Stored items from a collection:
▬▬▬▬▬▬

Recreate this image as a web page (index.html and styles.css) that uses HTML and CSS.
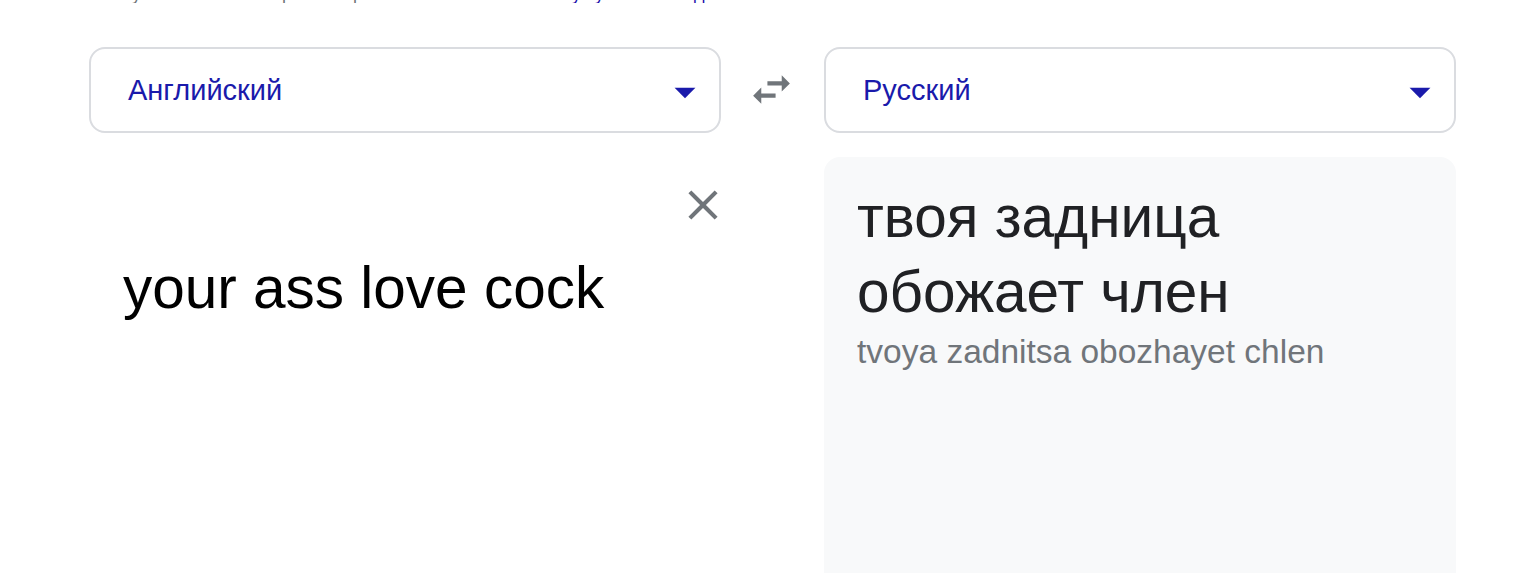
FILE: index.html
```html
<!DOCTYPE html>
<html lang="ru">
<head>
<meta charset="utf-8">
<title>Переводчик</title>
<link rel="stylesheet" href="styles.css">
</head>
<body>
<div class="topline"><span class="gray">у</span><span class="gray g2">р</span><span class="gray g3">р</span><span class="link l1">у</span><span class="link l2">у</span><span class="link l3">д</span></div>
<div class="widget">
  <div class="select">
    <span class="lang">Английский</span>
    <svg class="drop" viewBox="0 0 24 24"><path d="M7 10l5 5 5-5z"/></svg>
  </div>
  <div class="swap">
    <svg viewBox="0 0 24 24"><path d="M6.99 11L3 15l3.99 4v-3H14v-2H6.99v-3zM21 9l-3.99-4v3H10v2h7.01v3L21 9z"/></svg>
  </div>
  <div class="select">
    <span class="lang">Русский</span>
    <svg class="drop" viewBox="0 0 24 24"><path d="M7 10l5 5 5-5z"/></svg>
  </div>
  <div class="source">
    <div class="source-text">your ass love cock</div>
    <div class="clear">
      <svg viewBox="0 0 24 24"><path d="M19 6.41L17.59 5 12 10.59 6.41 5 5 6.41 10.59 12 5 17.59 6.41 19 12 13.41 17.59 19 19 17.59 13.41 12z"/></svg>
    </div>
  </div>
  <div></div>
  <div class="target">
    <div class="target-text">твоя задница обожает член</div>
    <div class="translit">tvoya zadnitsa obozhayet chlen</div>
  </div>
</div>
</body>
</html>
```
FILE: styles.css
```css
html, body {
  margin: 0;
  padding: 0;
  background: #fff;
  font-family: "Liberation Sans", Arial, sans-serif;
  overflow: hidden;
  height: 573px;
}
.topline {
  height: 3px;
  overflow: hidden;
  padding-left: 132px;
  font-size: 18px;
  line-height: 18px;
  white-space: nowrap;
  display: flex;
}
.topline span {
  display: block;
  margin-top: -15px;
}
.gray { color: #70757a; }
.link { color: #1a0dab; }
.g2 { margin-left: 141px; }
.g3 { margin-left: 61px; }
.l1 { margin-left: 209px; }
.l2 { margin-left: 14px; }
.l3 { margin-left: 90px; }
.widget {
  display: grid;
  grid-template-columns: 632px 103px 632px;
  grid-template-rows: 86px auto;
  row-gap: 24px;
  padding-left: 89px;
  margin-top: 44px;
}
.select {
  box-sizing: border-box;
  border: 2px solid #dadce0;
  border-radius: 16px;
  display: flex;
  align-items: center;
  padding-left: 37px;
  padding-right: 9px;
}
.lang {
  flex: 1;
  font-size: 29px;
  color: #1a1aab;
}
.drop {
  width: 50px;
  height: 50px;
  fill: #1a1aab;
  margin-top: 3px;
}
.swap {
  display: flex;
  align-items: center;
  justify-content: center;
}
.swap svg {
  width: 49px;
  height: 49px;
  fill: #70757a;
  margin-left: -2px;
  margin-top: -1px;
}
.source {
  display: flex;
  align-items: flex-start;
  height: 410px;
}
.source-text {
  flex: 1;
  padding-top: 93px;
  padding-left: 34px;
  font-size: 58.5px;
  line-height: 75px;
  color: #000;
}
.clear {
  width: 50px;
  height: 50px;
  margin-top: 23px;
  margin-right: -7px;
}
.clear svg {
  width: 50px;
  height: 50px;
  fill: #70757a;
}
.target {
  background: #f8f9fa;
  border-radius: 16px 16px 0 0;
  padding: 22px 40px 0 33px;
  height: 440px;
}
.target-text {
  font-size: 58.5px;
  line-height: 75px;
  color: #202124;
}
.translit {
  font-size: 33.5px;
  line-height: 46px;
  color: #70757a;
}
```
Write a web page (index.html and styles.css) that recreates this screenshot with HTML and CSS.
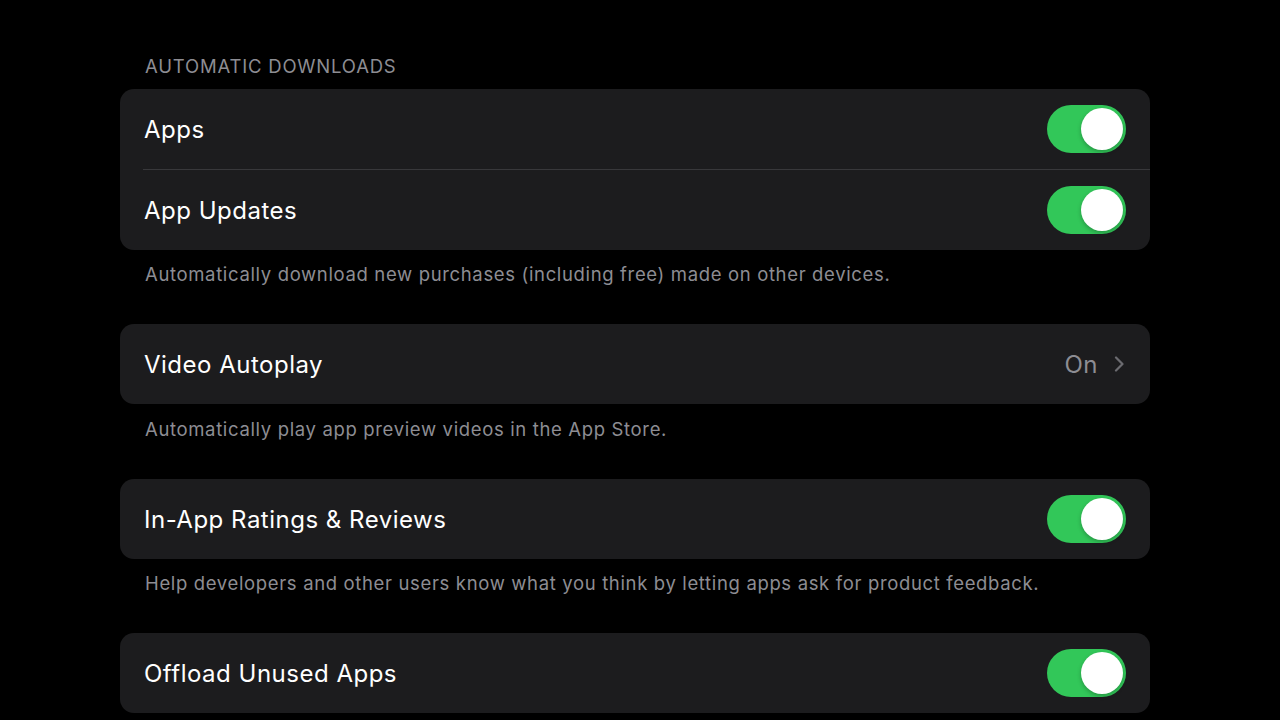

▬▬▬▬▬▬

Problem description:
Copy all lines from the listing that contain "index".

Reply to the exercise:
Recreate this image as a web page (index.html and styles.css) that uses HTML and CSS.
FILE: index.html
Write a web page (index.html and styles.css) that recreates this screenshot with HTML and CSS.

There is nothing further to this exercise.